- STATED EXERCISE
Find every line in the records below that holds the word "screenshot" and copy it.

* Begin SUPPLIED ENTRIES *

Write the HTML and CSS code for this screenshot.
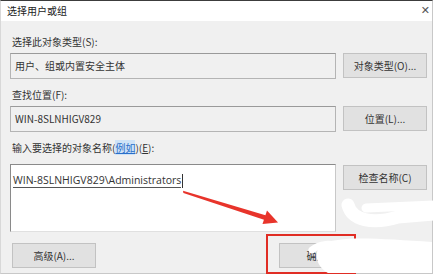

* End SUPPLIED ENTRIES *
* Begin SUPPLIED ENTRIES *

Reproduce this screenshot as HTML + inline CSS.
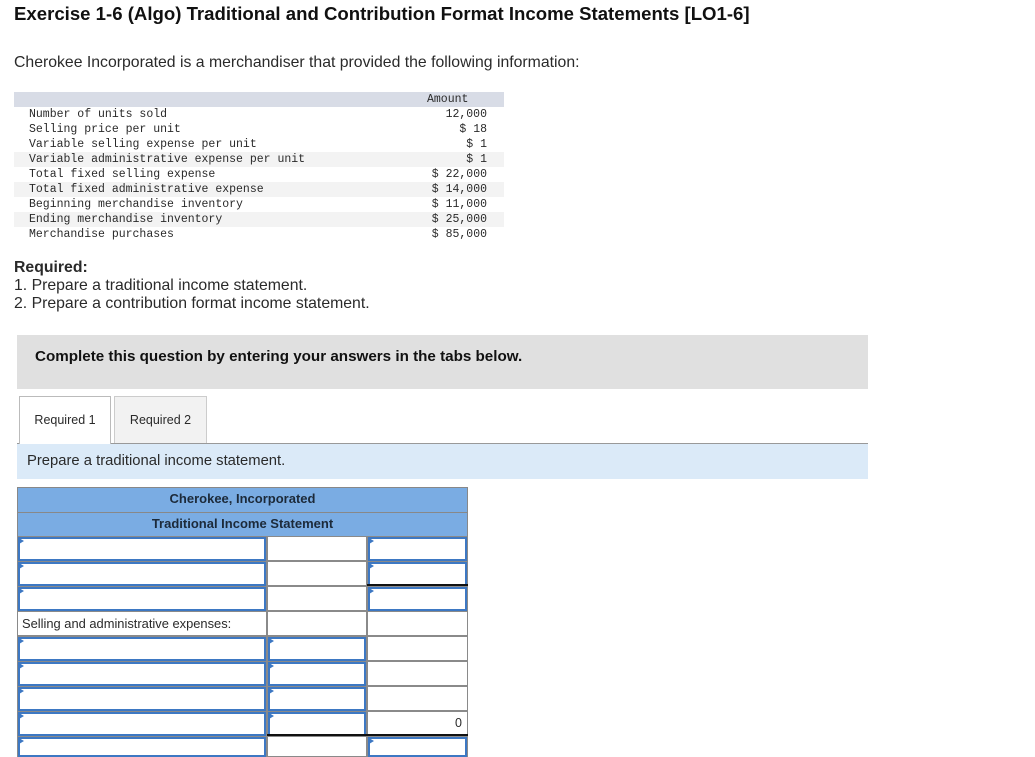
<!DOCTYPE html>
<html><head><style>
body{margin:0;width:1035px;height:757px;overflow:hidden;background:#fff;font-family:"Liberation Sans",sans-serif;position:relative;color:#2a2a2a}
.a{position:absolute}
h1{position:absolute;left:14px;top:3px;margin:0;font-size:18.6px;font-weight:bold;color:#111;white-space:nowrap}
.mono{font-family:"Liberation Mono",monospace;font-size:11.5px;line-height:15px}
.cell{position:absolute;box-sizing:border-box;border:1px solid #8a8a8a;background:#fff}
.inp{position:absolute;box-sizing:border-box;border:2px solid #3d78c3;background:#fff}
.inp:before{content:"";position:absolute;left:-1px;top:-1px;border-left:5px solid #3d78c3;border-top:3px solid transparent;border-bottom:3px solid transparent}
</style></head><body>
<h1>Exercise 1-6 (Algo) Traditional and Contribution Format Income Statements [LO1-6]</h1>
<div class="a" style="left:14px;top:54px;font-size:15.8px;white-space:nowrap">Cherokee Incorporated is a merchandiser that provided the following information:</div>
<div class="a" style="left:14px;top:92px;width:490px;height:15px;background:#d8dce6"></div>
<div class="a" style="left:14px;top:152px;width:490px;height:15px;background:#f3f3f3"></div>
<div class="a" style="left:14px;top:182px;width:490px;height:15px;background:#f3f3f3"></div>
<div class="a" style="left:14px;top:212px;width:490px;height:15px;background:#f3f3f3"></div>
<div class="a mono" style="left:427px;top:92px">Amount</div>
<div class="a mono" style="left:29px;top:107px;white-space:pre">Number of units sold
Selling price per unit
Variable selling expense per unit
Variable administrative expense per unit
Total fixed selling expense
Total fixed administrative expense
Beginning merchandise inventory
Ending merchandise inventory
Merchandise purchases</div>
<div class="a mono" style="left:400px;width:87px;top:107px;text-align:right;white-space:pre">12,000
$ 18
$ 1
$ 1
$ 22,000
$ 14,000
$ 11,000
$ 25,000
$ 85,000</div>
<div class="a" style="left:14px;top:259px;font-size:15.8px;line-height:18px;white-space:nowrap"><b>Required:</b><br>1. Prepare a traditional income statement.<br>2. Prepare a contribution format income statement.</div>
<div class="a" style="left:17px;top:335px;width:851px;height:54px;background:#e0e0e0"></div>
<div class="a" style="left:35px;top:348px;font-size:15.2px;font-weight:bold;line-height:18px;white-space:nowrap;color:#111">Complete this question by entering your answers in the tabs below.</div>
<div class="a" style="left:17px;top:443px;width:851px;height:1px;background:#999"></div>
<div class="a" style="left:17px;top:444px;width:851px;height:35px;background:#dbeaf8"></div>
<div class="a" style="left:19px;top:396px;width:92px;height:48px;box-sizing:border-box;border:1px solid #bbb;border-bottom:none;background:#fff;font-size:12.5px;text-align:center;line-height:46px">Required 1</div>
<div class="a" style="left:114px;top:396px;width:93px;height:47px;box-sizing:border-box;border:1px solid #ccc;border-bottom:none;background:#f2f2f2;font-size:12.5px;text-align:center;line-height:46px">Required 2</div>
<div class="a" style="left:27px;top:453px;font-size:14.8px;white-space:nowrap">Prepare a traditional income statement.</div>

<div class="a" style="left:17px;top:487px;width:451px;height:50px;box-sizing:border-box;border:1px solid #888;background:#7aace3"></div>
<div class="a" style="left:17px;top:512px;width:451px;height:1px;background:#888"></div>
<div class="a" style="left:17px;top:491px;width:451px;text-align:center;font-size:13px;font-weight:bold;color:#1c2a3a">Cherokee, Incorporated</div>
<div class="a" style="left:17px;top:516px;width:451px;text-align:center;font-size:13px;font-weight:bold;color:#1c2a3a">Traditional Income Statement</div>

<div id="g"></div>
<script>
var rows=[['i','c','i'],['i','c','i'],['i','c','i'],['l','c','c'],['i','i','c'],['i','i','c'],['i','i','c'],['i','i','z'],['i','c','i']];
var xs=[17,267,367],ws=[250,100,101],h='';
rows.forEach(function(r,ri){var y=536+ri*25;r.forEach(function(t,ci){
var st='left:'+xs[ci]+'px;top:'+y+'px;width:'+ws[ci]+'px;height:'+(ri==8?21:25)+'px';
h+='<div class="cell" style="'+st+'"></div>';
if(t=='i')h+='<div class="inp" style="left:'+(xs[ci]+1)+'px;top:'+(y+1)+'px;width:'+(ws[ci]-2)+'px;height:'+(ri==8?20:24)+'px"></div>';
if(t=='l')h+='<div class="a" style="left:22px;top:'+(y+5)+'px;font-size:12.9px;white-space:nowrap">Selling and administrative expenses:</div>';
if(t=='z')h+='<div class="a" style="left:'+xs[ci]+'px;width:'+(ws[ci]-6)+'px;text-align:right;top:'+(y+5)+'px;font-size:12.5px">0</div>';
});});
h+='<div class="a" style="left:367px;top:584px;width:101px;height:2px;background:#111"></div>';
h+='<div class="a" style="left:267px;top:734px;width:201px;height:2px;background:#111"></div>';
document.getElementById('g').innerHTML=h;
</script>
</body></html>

* End SUPPLIED ENTRIES *
* Begin SUPPLIED ENTRIES *

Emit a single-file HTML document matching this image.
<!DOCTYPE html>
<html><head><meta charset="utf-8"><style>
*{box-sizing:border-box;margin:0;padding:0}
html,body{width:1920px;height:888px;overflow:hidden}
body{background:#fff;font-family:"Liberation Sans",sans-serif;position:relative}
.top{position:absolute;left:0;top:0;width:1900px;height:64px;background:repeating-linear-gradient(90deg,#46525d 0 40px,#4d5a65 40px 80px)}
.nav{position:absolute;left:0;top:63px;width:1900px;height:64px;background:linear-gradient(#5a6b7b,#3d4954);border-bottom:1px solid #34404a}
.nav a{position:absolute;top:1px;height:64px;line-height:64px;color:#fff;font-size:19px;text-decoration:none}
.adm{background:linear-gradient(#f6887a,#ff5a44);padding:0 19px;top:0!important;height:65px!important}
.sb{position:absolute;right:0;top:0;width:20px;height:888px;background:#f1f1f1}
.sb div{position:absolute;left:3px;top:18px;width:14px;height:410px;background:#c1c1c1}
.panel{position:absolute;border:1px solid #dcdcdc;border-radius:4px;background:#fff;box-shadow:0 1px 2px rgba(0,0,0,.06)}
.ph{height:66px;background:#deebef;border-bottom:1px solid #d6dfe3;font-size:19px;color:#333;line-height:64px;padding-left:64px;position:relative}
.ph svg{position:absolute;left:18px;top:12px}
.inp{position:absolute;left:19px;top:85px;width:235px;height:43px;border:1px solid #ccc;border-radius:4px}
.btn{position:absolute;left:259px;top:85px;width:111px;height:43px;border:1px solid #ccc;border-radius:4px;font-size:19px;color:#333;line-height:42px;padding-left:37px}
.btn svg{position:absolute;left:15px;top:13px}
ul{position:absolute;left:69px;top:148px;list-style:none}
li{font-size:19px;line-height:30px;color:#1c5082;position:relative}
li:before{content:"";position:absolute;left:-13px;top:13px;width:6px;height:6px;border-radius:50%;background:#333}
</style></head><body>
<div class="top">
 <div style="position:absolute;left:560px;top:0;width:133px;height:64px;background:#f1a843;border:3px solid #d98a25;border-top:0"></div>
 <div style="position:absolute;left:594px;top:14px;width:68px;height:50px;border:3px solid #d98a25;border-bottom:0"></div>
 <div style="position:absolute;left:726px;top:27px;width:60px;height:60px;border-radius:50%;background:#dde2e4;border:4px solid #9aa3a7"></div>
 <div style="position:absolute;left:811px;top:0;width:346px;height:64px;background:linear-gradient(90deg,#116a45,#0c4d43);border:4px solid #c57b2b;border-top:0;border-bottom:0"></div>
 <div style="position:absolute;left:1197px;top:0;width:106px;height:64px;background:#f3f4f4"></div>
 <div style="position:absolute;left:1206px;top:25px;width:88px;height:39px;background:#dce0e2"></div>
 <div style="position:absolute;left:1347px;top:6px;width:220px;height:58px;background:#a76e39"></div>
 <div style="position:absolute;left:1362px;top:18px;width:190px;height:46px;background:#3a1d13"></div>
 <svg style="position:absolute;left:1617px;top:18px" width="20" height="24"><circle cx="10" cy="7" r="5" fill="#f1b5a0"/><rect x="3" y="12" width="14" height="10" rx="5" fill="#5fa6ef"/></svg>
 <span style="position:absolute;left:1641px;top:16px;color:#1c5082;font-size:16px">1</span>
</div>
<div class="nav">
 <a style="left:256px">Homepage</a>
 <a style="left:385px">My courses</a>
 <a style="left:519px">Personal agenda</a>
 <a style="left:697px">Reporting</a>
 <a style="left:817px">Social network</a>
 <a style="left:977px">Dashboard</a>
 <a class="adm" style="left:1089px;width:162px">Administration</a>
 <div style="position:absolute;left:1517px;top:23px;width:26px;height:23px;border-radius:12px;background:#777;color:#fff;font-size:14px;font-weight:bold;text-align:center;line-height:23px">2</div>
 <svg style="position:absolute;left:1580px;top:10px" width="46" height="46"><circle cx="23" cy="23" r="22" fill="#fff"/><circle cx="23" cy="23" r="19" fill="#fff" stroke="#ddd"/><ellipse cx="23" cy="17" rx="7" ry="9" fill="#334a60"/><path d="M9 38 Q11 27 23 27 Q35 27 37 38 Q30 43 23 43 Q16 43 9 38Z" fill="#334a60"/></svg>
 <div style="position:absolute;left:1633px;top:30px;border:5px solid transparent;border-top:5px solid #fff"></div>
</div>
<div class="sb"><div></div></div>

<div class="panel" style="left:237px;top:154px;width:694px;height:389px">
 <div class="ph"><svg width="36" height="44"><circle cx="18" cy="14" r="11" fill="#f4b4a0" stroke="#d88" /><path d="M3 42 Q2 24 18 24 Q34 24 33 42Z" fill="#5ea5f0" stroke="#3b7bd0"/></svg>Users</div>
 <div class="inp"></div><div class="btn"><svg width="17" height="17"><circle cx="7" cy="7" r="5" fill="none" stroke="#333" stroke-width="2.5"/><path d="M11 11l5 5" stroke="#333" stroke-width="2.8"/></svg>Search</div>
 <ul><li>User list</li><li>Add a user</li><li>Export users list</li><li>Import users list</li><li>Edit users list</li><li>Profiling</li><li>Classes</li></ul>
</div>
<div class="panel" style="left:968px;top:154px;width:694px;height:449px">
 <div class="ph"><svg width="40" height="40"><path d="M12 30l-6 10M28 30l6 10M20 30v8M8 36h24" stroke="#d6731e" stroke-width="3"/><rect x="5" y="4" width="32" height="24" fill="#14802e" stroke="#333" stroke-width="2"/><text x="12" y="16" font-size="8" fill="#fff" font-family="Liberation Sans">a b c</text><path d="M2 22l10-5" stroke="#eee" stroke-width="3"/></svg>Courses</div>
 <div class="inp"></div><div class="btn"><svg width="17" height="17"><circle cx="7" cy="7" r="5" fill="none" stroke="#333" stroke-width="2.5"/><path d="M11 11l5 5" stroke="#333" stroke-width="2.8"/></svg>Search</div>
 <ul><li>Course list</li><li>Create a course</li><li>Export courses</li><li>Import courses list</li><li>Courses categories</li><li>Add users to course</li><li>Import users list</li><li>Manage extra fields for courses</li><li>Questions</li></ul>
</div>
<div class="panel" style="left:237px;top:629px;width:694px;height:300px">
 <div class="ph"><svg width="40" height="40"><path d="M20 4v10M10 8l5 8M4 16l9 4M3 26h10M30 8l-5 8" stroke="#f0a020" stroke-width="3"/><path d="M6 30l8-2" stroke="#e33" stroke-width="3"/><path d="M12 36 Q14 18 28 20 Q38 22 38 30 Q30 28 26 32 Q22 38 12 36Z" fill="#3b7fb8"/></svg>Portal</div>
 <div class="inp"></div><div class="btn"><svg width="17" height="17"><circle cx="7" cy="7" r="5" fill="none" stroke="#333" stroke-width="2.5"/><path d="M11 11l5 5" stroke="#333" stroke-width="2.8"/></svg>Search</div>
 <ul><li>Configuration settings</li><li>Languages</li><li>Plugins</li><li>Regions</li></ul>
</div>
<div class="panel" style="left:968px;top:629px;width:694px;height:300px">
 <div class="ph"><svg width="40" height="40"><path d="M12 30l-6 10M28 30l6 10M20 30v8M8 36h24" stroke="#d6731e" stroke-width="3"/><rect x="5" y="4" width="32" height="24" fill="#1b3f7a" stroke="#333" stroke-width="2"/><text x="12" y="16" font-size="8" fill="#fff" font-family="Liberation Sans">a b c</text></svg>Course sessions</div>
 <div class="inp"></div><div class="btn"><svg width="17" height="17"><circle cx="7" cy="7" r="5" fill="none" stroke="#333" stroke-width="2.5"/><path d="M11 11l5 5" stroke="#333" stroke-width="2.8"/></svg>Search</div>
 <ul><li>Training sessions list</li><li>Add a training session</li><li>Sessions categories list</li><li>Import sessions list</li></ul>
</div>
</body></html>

* End SUPPLIED ENTRIES *

- TASK RESULT
Write the HTML and CSS code for this screenshot.
Reproduce this screenshot as HTML + inline CSS.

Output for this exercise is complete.